The day has religious significance as well. Italian Catholics might know it as Lunedì dell' Angelo or the day to remember the women of the sepulcher, including Mary Magdalene, who were comforted by an angel when they returned to Jesus' tomb and found it empty. But the day after Easter is not a holy day of obligation, and therefore remains mostly secular. In fact, until the 19th century, the entire week after Easter was set aside as a time to kick back and relax. Then, at some point, the fun was reduced to one day. And in some places, including most of the United States, it is not even celebrated.
For Italians, however, Pasquetta is one of the most delicious feasts. It is the day of the picnic. The Italians go out in droves to the mountains or the beaches and set up camp with packed lunches or portable grills. They eat things like frittatas (omelets) or hard boiled eggs and an assortment of grilled meats. Of course, in the south tortaniello, a type of rustica, and pastiera are the only cakes on the menu.
The best part? You get to choose with which gang you travel. "Natale con i tuoi, Pasqua con chi vuoi" or "Christmas with your family, Easter with the family and friends of your choice," say many Italians. Many young people head out with their friends and make a full day of it. One of my cousins spent last Pasquetta hiking in the woods with her amici. I once spent Pasquetta touring the back roads of Capri. And my husband Antonio has eaten his Pasquetta lunch at Maronti, the largest and most popular beach in Italy.
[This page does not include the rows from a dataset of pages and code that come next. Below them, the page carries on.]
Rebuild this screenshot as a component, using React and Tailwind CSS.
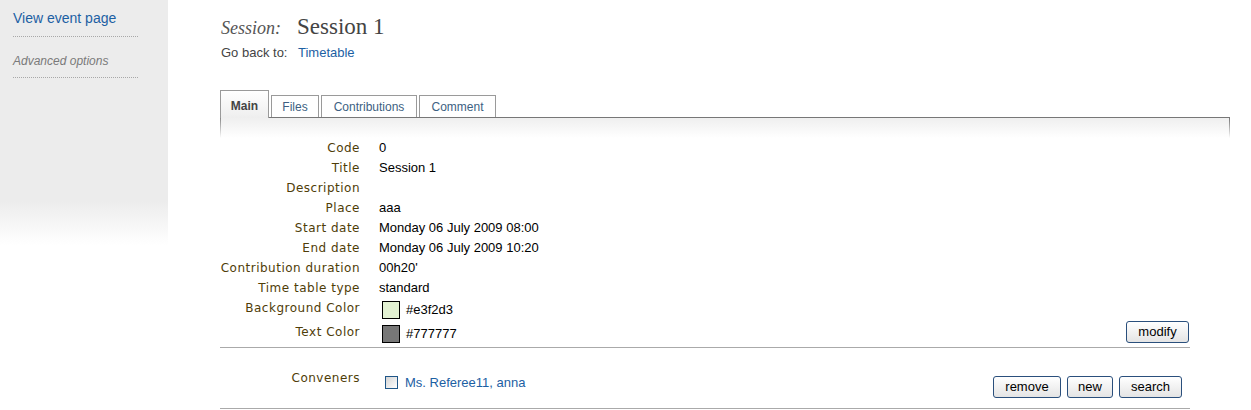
import React from "react";

const LABEL = "text-right text-[12px] leading-[20px] tracking-[0.5px] text-[#4f3d08] font-['DejaVu_Sans',Verdana,sans-serif]";
const VALUE = "text-[13px] leading-[20px] text-black";

function Row({ label, children, h = "h-[20px]" }) {
  return (
    <div className={`grid grid-cols-[140px_1fr] gap-x-[19px] ${h}`}>
      <div className={LABEL}>{label}</div>
      <div className={VALUE}>{children}</div>
    </div>
  );
}

function Btn({ w, children }) {
  return (
    <button
      className={`${w} h-[22px] border border-[#2a4f7c] rounded-[3px] bg-[linear-gradient(#ffffff,#e4e4e4)] text-[13px] leading-[20px] text-black text-center`}
    >
      {children}
    </button>
  );
}

export default function App() {
  return (
    <div className="flex w-[1251px] min-h-[410px] bg-white font-['Liberation_Sans',Arial,sans-serif]">
      <aside className="w-[168px] h-[245px] shrink-0 bg-[linear-gradient(to_bottom,#ececec_82%,#ffffff_100%)] pl-[13px] pr-[30px] pt-[8px]">
        <a className="block text-[14px] leading-[20px] text-[#1c60a3] pb-[8px] border-b border-dotted border-[#a8a8a8]">
          View event page
        </a>
        <div className="mt-[16px] text-[12px] leading-[16px] italic text-[#7a7a7a] pb-[8px] border-b border-dotted border-[#a8a8a8]">
          Advanced options
        </div>
      </aside>

      <main className="pl-[52px] flex-1">
        <div className="flex items-baseline pt-[12px] h-[41px] leading-[30px] font-['Liberation_Serif',serif]">
          <span className="w-[77px] pl-[1px] italic text-[18px] text-[#555]">Session:</span>
          <span className="text-[23px] text-[#444]">Session 1</span>
        </div>
        <div className="flex mt-[4px] text-[13px] leading-[16px]">
          <span className="w-[78px] pl-[1px] text-[#444]">Go back to:</span>
          <a className="text-[#1c60a3]">Timetable</a>
        </div>

        <div className="flex items-end gap-[2px] mt-[29px] h-[27px] text-[12px]">
          <div className="relative z-10 -mb-px w-[49px] h-[28px] border border-b-0 border-[#9a9a9a] bg-[linear-gradient(#ffffff,#eeeeee)] text-center font-bold text-[#444] leading-[30px]">
            Main
          </div>
          <div className="w-[48px] h-[22px] border border-b-0 border-[#9a9a9a] bg-white text-center text-[#3d5f82] leading-[22px]">
            Files
          </div>
          <div className="w-[96px] h-[22px] border border-b-0 border-[#9a9a9a] bg-white text-center text-[#3d5f82] leading-[22px]">
            Contributions
          </div>
          <div className="w-[77px] h-[22px] border border-b-0 border-[#9a9a9a] bg-white text-center text-[#3d5f82] leading-[22px]">
            Comment
          </div>
        </div>
        <div className="flex h-[21px] w-[1010px] border-t border-[#777] bg-[linear-gradient(#efefef,#ffffff)]">
          <div className="w-px bg-[linear-gradient(#8a8a8a,rgba(255,255,255,0))]" />
          <div className="flex-1" />
          <div className="w-px bg-[linear-gradient(#777,rgba(255,255,255,0))]" />
        </div>

        <div className="w-[970px]">
          <Row label="Code">0</Row>
          <Row label="Title">Session 1</Row>
          <Row label="Description"></Row>
          <Row label="Place">aaa</Row>
          <Row label="Start date">Monday 06 July 2009 08:00</Row>
          <Row label="End date">Monday 06 July 2009 10:20</Row>
          <Row label="Contribution duration">00h20'</Row>
          <Row label="Time table type">standard</Row>
          <Row label="Background Color" h="h-[24px]">
            <div className="flex items-center pt-[2px]">
              <span className="ml-[3px] w-[18px] h-[18px] border border-black bg-[#e3f2d3]" />
              <span className="ml-[6px]">#e3f2d3</span>
            </div>
          </Row>
          <Row label="Text Color" h="h-[25px]">
            <div className="flex items-start justify-between">
              <div className="flex items-center pt-[2px]">
                <span className="ml-[3px] w-[18px] h-[18px] border border-black bg-[#777777]" />
                <span className="ml-[6px]">#777777</span>
              </div>
              <div className="-mt-[1px] mr-[1px]">
                <Btn w="w-[63px]">modify</Btn>
              </div>
            </div>
          </Row>
          <div className="border-t border-[#aaaaaa]" />
          <div className="grid grid-cols-[140px_1fr] gap-x-[19px] pt-[20px] pb-[10px] border-b border-[#aaaaaa]">
            <div className={LABEL}>Conveners</div>
            <div className="flex items-start justify-between">
              <div className="flex items-center mt-[8px] h-[13px]">
                <span className="ml-[6px] w-[13px] h-[13px] border border-[#1f5688] bg-[linear-gradient(135deg,#d4d4d4,#ffffff)]" />
                <a className="ml-[7px] text-[13px] leading-[14px] text-[#1c60a3]">Ms. Referee11, anna</a>
              </div>
              <div className="flex gap-[6px] mt-[8px] mr-[8px]">
                <Btn w="w-[68px]">remove</Btn>
                <Btn w="w-[46px]">new</Btn>
                <Btn w="w-[63px]">search</Btn>
              </div>
            </div>
          </div>
        </div>
      </main>
    </div>
  );
}
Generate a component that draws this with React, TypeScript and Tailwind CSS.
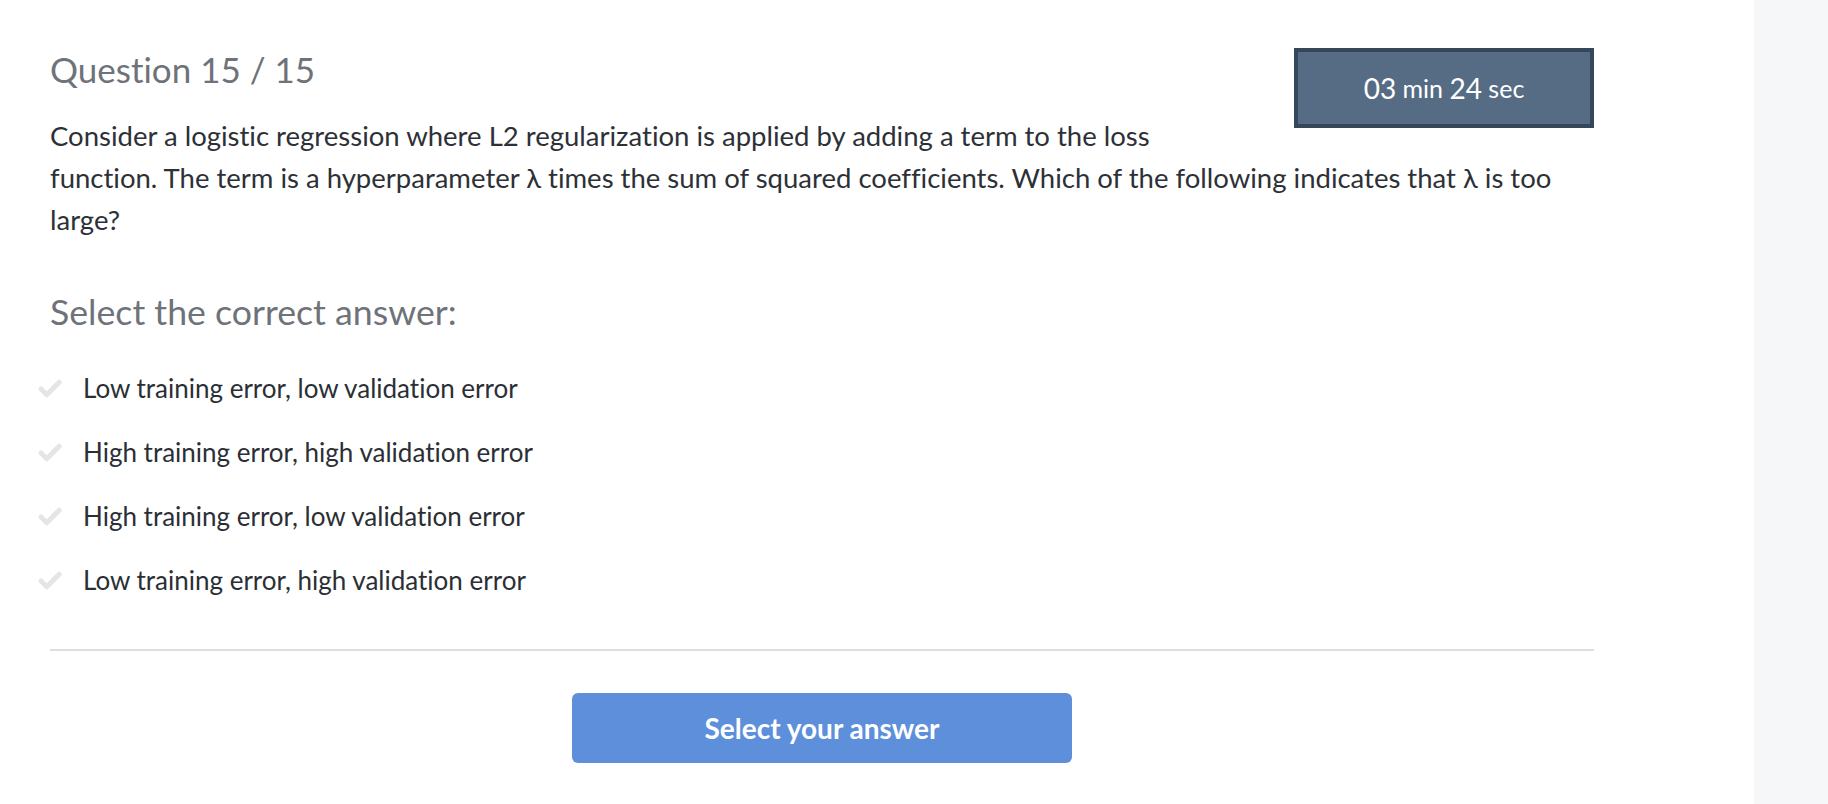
import React from "react";

function CheckIcon() {
  return (
    <svg width="24" height="19" viewBox="0 0 24 19" className="shrink-0">
      <path
        d="M3 10 L8.8 15.8 L21.2 3.2"
        fill="none"
        stroke="#e5e5e5"
        strokeWidth="5"
        strokeLinecap="round"
        strokeLinejoin="round"
      />
    </svg>
  );
}

const options = [
  "Low training error, low validation error",
  "High training error, high validation error",
  "High training error, low validation error",
  "Low training error, high validation error",
];

export default function App() {
  return (
    <div
      className="flex min-h-[804px] w-full bg-white [font-variant-ligatures:no-common-ligatures]"
      style={{ fontFamily: "Lato, 'Noto Sans', sans-serif" }}
    >
      <main className="flex-1 pl-[50px] pr-[160px] pt-[48px]">
        <div className="w-[1544px]">
          <div className="float-right ml-[40px] flex h-[80px] w-[300px] items-center justify-center border-4 border-[#36475a] bg-[#566c84] text-white whitespace-pre">
            <span className="text-[28px] leading-none">03</span>
            <span className="text-[25px] leading-none"> min </span>
            <span className="text-[28px] leading-none">24</span>
            <span className="text-[25px] leading-none"> sec</span>
          </div>
          <h1 className="text-[35px] font-normal leading-[42px] text-[#6e7279]">
            Question 15 / 15
          </h1>
          <p className="mt-[25px] text-[27.5px] leading-[42px] text-[#2d3137]">
            Consider a logistic regression where L2 regularization is applied by adding a term to the loss
            <br />
            function. The term is a hyperparameter λ times the sum of squared coefficients. Which of the following indicates that λ is too
            <br />
            large?
          </p>
          <h2 className="clear-both mt-[51px] text-[35.7px] font-normal leading-[40px] text-[#6e7279]">
            Select the correct answer:
          </h2>
          <ul className="-ml-[12px] mt-[24px]">
            {options.map((o) => (
              <li key={o} className="flex h-[64px] items-center gap-[21px]">
                <CheckIcon />
                <span className="text-[26px] leading-[64px] text-[#2b2f35]">{o}</span>
              </li>
            ))}
          </ul>
          <div className="mt-[37px] h-[2px] w-full bg-[#dedede]" />
          <div className="mt-[42px] flex justify-center">
            <button className="h-[70px] w-[500px] rounded-[6px] bg-[#5e8fdb] text-[28px] font-bold text-white">
              Select your answer
            </button>
          </div>
        </div>
      </main>
      <aside className="w-[74px] shrink-0 bg-[#f6f7f9]" />
    </div>
  );
}
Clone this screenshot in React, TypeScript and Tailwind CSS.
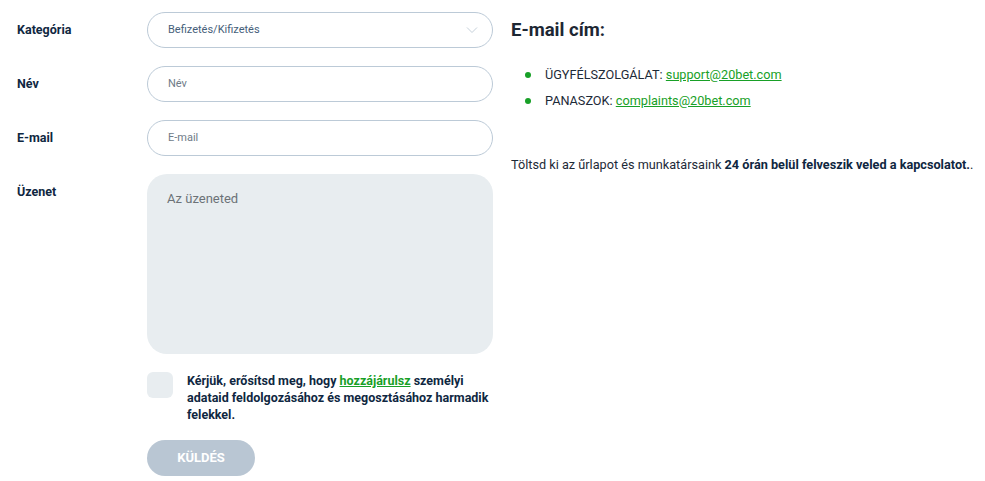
import React from "react";

const font = { fontFamily: "Roboto, 'Liberation Sans', sans-serif" };

function Row({ label, children }: { label: string; children: React.ReactNode }) {
  return (
    <div className="flex">
      <div className="w-[130px] shrink-0 h-[36px] flex items-center text-[12.5px] font-bold text-[#0f2741]">{label}</div>
      <div className="flex-1">{children}</div>
    </div>
  );
}

export default function App() {
  return (
    <div style={font} className="w-[985px] h-[481px] bg-white flex pl-[17px] pt-[12px]">
      <div className="w-[476px] shrink-0 flex flex-col gap-[18px]">
        <Row label="Kategória">
          <div className="h-[36px] rounded-full border border-[#bccad7] flex items-center justify-between pl-[20px] pr-[14px]">
            <span className="text-[11px] text-[#46607a]">Befizetés/Kifizetés</span>
            <svg width="12" height="8" viewBox="0 0 12 8" fill="none">
              <path d="M1 1.5L6 6.5L11 1.5" stroke="#c5d0da" strokeWidth="1" />
            </svg>
          </div>
        </Row>
        <Row label="Név">
          <div className="h-[36px] rounded-full border border-[#bccad7] flex items-center pl-[20px]">
            <span className="text-[11px] text-[#6f7b88]">Név</span>
          </div>
        </Row>
        <Row label="E-mail">
          <div className="h-[36px] rounded-full border border-[#bccad7] flex items-center pl-[20px]">
            <span className="text-[11px] text-[#6f7b88]">E-mail</span>
          </div>
        </Row>
        <Row label="Üzenet">
          <div className="h-[180px] rounded-[20px] bg-[#e8edf0] pl-[20px] pt-[12px]">
            <span className="text-[13px] text-[#6c7277]">Az üzeneted</span>
          </div>
        </Row>
        <div className="flex pl-[130px]">
          <div className="w-[26px] h-[26px] rounded-[6px] bg-[#e8edf0] shrink-0" />
          <p className="ml-[14px] text-[12.5px] leading-[17px] font-bold text-[#0f2741]">
            Kérjük, erősítsd meg, hogy{" "}
            <span className="text-[#18a027] underline">hozzájárulsz</span> személyi adataid feldolgozásához és
            megosztásához harmadik felekkel.
          </p>
        </div>
        <div className="pl-[130px] -mt-[1px]">
          <div className="w-[108px] h-[36px] rounded-full bg-[#b9c6d3] flex items-center justify-center text-[13px] font-bold text-white">
            KÜLDÉS
          </div>
        </div>
      </div>
      <div className="ml-[18px] flex flex-col min-w-0 flex-1">
        <h2 className="text-[18.5px] font-bold text-[#1d2733] leading-[24px] mt-[6px]">E-mail cím:</h2>
        <ul className="mt-[24px] flex flex-col gap-[9px] pl-[14px]">
          <li className="flex items-center text-[12.7px] leading-[17px] text-[#1d2a38]">
            <span className="w-[6px] h-[6px] rounded-full bg-[#18a027] mr-[14px]" />
            ÜGYFÉLSZOLGÁLAT:&nbsp;<span className="text-[#18a027] underline">support@20bet.com</span>
          </li>
          <li className="flex items-center text-[12.7px] leading-[17px] text-[#1d2a38]">
            <span className="w-[6px] h-[6px] rounded-full bg-[#18a027] mr-[14px]" />
            PANASZOK:&nbsp;<span className="text-[#18a027] underline">complaints@20bet.com</span>
          </li>
        </ul>
        <p className="mt-[47px] text-[12.7px] leading-[17px] text-[#1d2a38] whitespace-nowrap">
          Töltsd ki az űrlapot és munkatársaink{" "}
          <b className="text-[#0f2741]">24 órán belül felveszik veled a kapcsolatot.</b>.
        </p>
      </div>
    </div>
  );
}
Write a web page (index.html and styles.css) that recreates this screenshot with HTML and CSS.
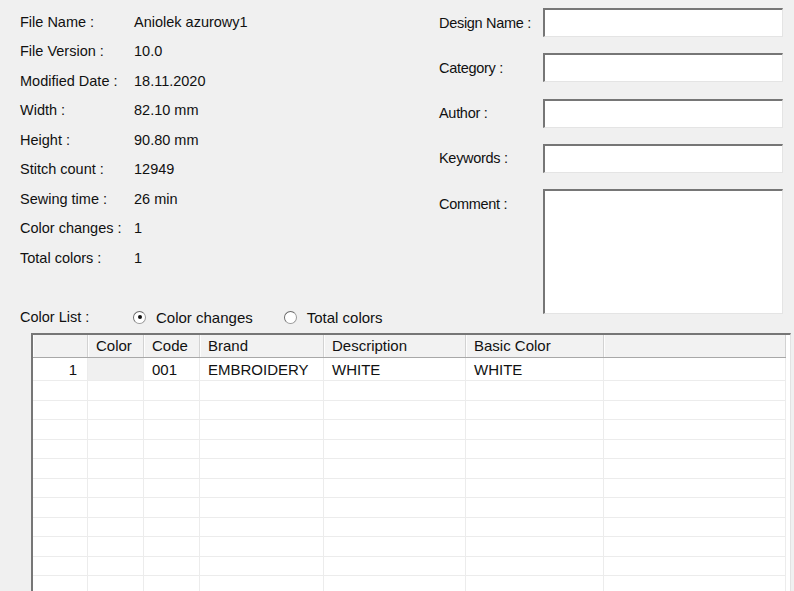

With crashing waves in the background and that sweet yet salty air, a picnic on the beach at the start of spring will revive your senses.
Even the tradition of the picnic might have historical meaning. Wikipedia reports that some people say traveling through the outdoors might be a way to remember the journeying disciples at Emmaus, who saw a resurrected Jesus in front of them just steps away from Jerusalem. The one thing I know for sure is that Pasquetta is as good an excuse as any to get a little fresh air and spend time with loved ones.
I can still remember the taste of the grilled zucchini with a squirt of lemon, sweet sausage and fresh-from-the-garden lettuce that I ate one Pasquetta in Italy. A young man in attendance, who handled a car like Michael Schumacher, drove us to the beach with all the windows open. As the crisp air crashed against my face, I felt the relief you experience at the first signs of spring, when you can leave your winter coat and wool hat in the closet and whip out a pair of flip flops, when the garden buds again and the tulips start to open. It is a time to savor. It is a time to reflect. It is a time to enjoy.